_Work instructions:_ Copy all the data exactly, except the pictures.

_Data section:_

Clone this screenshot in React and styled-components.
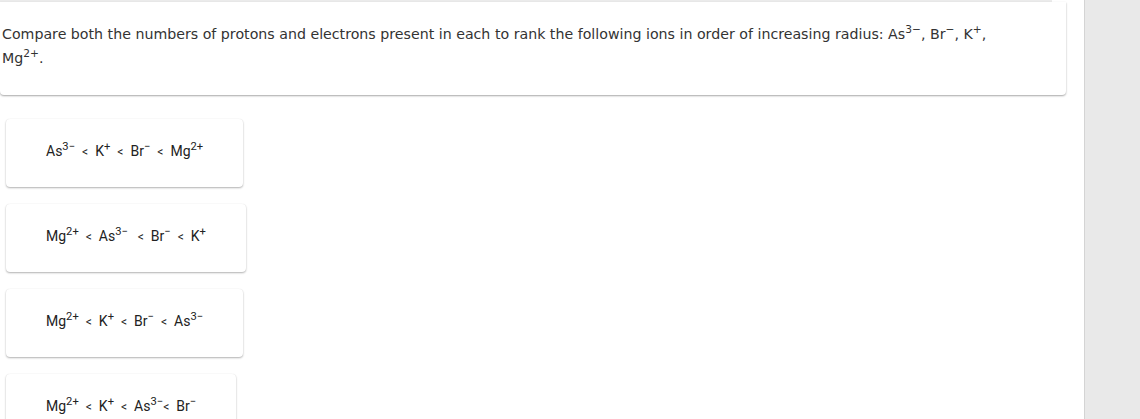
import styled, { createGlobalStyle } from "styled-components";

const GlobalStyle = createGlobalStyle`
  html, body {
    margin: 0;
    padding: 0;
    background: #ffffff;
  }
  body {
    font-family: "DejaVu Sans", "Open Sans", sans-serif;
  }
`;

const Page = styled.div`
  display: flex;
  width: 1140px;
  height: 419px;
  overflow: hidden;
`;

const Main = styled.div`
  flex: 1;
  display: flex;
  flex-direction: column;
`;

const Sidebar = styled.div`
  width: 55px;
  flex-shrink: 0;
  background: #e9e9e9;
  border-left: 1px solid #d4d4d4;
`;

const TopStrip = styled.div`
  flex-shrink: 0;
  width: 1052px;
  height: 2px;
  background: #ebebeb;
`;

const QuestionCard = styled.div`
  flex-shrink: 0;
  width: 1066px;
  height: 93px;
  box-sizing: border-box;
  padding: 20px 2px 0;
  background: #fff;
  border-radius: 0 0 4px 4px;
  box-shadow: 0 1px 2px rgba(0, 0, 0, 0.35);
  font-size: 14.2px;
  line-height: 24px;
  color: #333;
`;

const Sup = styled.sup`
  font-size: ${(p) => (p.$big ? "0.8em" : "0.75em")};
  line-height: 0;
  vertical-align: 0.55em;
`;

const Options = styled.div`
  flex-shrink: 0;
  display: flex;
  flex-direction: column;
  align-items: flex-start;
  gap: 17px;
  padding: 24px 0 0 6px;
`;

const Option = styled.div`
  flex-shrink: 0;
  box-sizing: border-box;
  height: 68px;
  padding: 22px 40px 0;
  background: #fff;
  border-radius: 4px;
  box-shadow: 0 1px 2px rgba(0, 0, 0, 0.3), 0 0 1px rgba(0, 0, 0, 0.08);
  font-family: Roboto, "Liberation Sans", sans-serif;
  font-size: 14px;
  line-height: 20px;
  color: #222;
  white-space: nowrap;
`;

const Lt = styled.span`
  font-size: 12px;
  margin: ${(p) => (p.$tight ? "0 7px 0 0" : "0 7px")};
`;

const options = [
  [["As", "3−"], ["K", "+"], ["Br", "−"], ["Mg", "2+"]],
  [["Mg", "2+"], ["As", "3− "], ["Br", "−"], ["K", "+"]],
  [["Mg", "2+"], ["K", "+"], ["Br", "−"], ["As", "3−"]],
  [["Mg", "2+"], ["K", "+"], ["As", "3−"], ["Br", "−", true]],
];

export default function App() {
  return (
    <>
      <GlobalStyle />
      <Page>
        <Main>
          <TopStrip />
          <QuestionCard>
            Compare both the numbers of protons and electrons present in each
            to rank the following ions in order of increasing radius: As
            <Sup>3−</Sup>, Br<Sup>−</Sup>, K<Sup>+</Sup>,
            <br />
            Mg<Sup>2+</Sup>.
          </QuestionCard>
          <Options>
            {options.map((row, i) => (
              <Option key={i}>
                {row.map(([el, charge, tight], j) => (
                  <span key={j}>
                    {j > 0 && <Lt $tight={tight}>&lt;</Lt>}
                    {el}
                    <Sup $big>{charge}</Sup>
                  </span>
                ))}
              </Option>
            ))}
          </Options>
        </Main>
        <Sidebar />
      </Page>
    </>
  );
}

_Full response:_
Clone this screenshot in React and styled-components.
import styled, { createGlobalStyle } from "styled-components";

const GlobalStyle = createGlobalStyle`
  html, body {
    margin: 0;
    padding: 0;
    background: #ffffff;
  }
  body {
    font-family: "DejaVu Sans", "Open Sans", sans-serif;
  }
`;

const Page = styled.div`
  display: flex;
  width: 1140px;
  height: 419px;
  overflow: hidden;
`;

const Main = styled.div`
  flex: 1;
  display: flex;
  flex-direction: column;
`;

const Sidebar = styled.div`
  width: 55px;
  flex-shrink: 0;
  background: #e9e9e9;
  border-left: 1px solid #d4d4d4;
`;

const TopStrip = styled.div`
  flex-shrink: 0;
  width: 1052px;
  height: 2px;
  background: #ebebeb;
`;

const QuestionCard = styled.div`
  flex-shrink: 0;
  width: 1066px;
  height: 93px;
  box-sizing: border-box;
  padding: 20px 2px 0;
  background: #fff;
  border-radius: 0 0 4px 4px;
  box-shadow: 0 1px 2px rgba(0, 0, 0, 0.35);
  font-size: 14.2px;
  line-height: 24px;
  color: #333;
`;

const Sup = styled.sup`
  font-size: ${(p) => (p.$big ? "0.8em" : "0.75em")};
  line-height: 0;
  vertical-align: 0.55em;
`;

const Options = styled.div`
  flex-shrink: 0;
  display: flex;
  flex-direction: column;
  align-items: flex-start;
  gap: 17px;
  padding: 24px 0 0 6px;
`;

const Option = styled.div`
  flex-shrink: 0;
  box-sizing: border-box;
  height: 68px;
  padding: 22px 40px 0;
  background: #fff;
  border-radius: 4px;
  box-shadow: 0 1px 2px rgba(0, 0, 0, 0.3), 0 0 1px rgba(0, 0, 0, 0.08);
  font-family: Roboto, "Liberation Sans", sans-serif;
  font-size: 14px;
  line-height: 20px;
  color: #222;
  white-space: nowrap;
`;

const Lt = styled.span`
  font-size: 12px;
  margin: ${(p) => (p.$tight ? "0 7px 0 0" : "0 7px")};
`;

const options = [
  [["As", "3−"], ["K", "+"], ["Br", "−"], ["Mg", "2+"]],
  [["Mg", "2+"], ["As", "3− "], ["Br", "−"], ["K", "+"]],
  [["Mg", "2+"], ["K", "+"], ["Br", "−"], ["As", "3−"]],
  [["Mg", "2+"], ["K", "+"], ["As", "3−"], ["Br", "−", true]],
];

export default function App() {
  return (
    <>
      <GlobalStyle />
      <Page>
        <Main>
          <TopStrip />
          <QuestionCard>
            Compare both the numbers of protons and electrons present in each
            to rank the following ions in order of increasing radius: As
            <Sup>3−</Sup>, Br<Sup>−</Sup>, K<Sup>+</Sup>,
            <br />
            Mg<Sup>2+</Sup>.
          </QuestionCard>
          <Options>
            {options.map((row, i) => (
              <Option key={i}>
                {row.map(([el, charge, tight], j) => (
                  <span key={j}>
                    {j > 0 && <Lt $tight={tight}>&lt;</Lt>}
                    {el}
                    <Sup $big>{charge}</Sup>
                  </span>
                ))}
              </Option>
            ))}
          </Options>
        </Main>
        <Sidebar />
      </Page>
    </>
  );
}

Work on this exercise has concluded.